Refusing to live in denial doesn’t mean facing reality is always easy or comfortable.

It doesn’t mean that we can’t be tired or discouraged— in fact, if we are tired and discouraged, it’s important to our self-esteem to acknowledge that. The failure to pay attention to the signals our body and our minds send us indicates a lack of self-respect, and our self-esteem simply will not put up with that.

Refusing to live in denial doesn’t mean you have to always feel confident or secure. Even high self-esteem individuals experience times of doubt and frustration.

What refusing to live in denial does mean is that if we see an issue in our lives that needs to be addressed, we do not minimize, hide from, or dodge it.

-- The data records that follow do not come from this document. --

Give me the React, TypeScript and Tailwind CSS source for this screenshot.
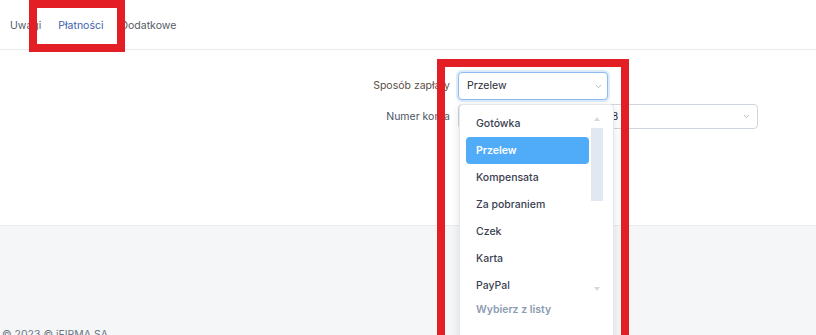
import { ChevronDown } from "lucide-react"

const options = ["Gotówka", "Przelew", "Kompensata", "Za pobraniem", "Czek", "Karta", "PayPal"]

export default function App() {
  const selected = "Przelew"

  return (
    <div className="relative w-[816px] h-[335px] overflow-hidden bg-white font-['Inter',sans-serif] text-[10.5px]">
      {/* Tabs */}
      <div className="flex h-[50px] items-center border-b border-[#e9e9ee] pl-[10px] pt-[3px] text-[#555b66]">
        <span>Uwagi</span>
        <span className="ml-[17px] text-[#3d5fae]">Płatności</span>
        <span className="ml-[17px]">Dodatkowe</span>
      </div>

      {/* Form */}
      <div className="h-[176px] border-b border-[#e9e9ee] pt-[22px]">
        <div className="grid grid-cols-[450px_auto] items-center gap-x-[8px] gap-y-[4px]">
          <label className="text-right text-[#5c4f45]">Sposób zapłaty</label>
          <div className="flex h-[28px] w-[150px] items-center justify-between rounded-[4px] border border-[#8dbbef] bg-white pl-[8px] pr-[4px] shadow-[0_0_0_2px_#dcebfb]">
            <span className="text-[#1f2733]">{selected}</span>
            <ChevronDown size={9} className="text-[#9aa3ad]" />
          </div>
          <label className="text-right text-[#4b5563]">Numer konta</label>
          <div className="flex h-[25px] w-[300px] items-center justify-between rounded-[4px] border border-[#cfd6de] bg-white pl-[8px] pr-[6px]">
            <span className="text-[#2b2f36]">
              PL 1020 1026 0000 1502 0268 <span className="text-[#c5ced8]">-</span>
            </span>
            <ChevronDown size={9} className="text-[#9aa3ad]" />
          </div>
        </div>
      </div>

      {/* Footer area */}
      <div className="h-[110px] bg-[#f5f6f8] pl-[2px] pt-[101px] text-[#6b7785]">
        <span>© 2023 © iFIRMA SA</span>
      </div>

      {/* Dropdown list */}
      <div className="absolute left-[459px] top-[104px] flex h-[240px] w-[155px] rounded-[4px] border border-[#e4e7eb] bg-white shadow-[0_2px_8px_rgba(15,23,42,0.12)]">
        <div className="flex w-[131px] flex-col pl-[6px] pr-[2px] pt-[5px]">
          {options.map((o) => (
            <div
              key={o}
              className={
                o === selected
                  ? "flex h-[27px] items-center rounded-[4px] bg-[#50acf8] pl-[10px] font-semibold text-white"
                  : "flex h-[27px] items-center pl-[10px] font-medium text-[#3a4150]"
              }
            >
              {o}
            </div>
          ))}
          <div className="flex h-[22px] items-center pl-[10px] font-semibold text-[#8b9bb0]">Wybierz z listy</div>
        </div>
        <div className="relative w-[12px]">
          <div className="absolute left-[3px] top-[12px] h-0 w-0 border-x-[3px] border-b-[4px] border-x-transparent border-b-[#d5dbe3]" />
          <div className="absolute left-0 top-[23px] h-[73px] w-[12px] bg-[#e2e8f0]" />
          <div className="absolute left-[3px] top-[182px] h-0 w-0 border-x-[3px] border-t-[4px] border-x-transparent border-t-[#d5dbe3]" />
        </div>
      </div>

      {/* Annotation boxes */}
      <div className="absolute left-[29px] top-0 h-[52px] w-[96px] border-[8px] border-[#e41e25]" />
      <div className="absolute left-[437px] top-[59px] h-[285px] w-[192px] border-[8px] border-[#e41e25]" />
    </div>
  )
}
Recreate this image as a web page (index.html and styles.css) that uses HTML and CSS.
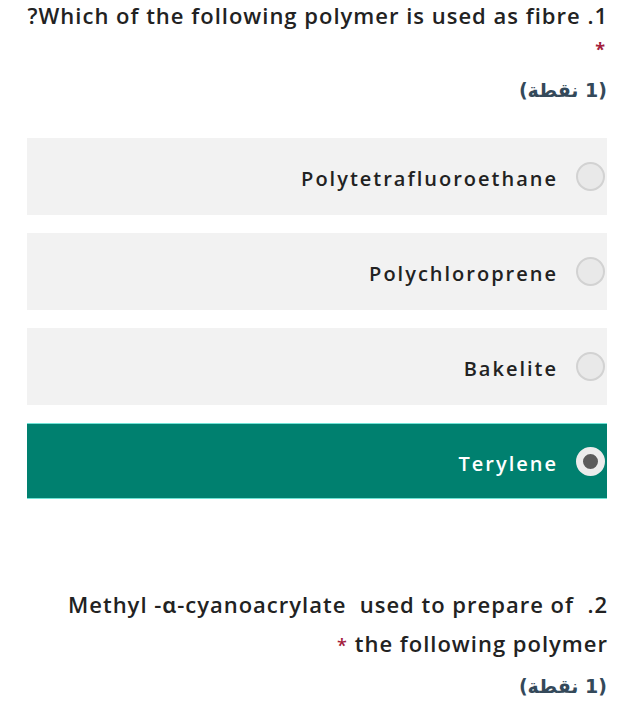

We confront it— even if our knees tremble.

Refusing to live in denial means that life may not always be pretty or comfortable— but it will always, always be authentic. It means developing the self-trust that comes with knowing that you will never lie to yourself— and that any solutions to problems you generate will be authentic and real, because they’re based in an unvarnished approach to living life.

We don’t have to be super heroes to give up our addiction to denial.

We just have to take it one day at a time.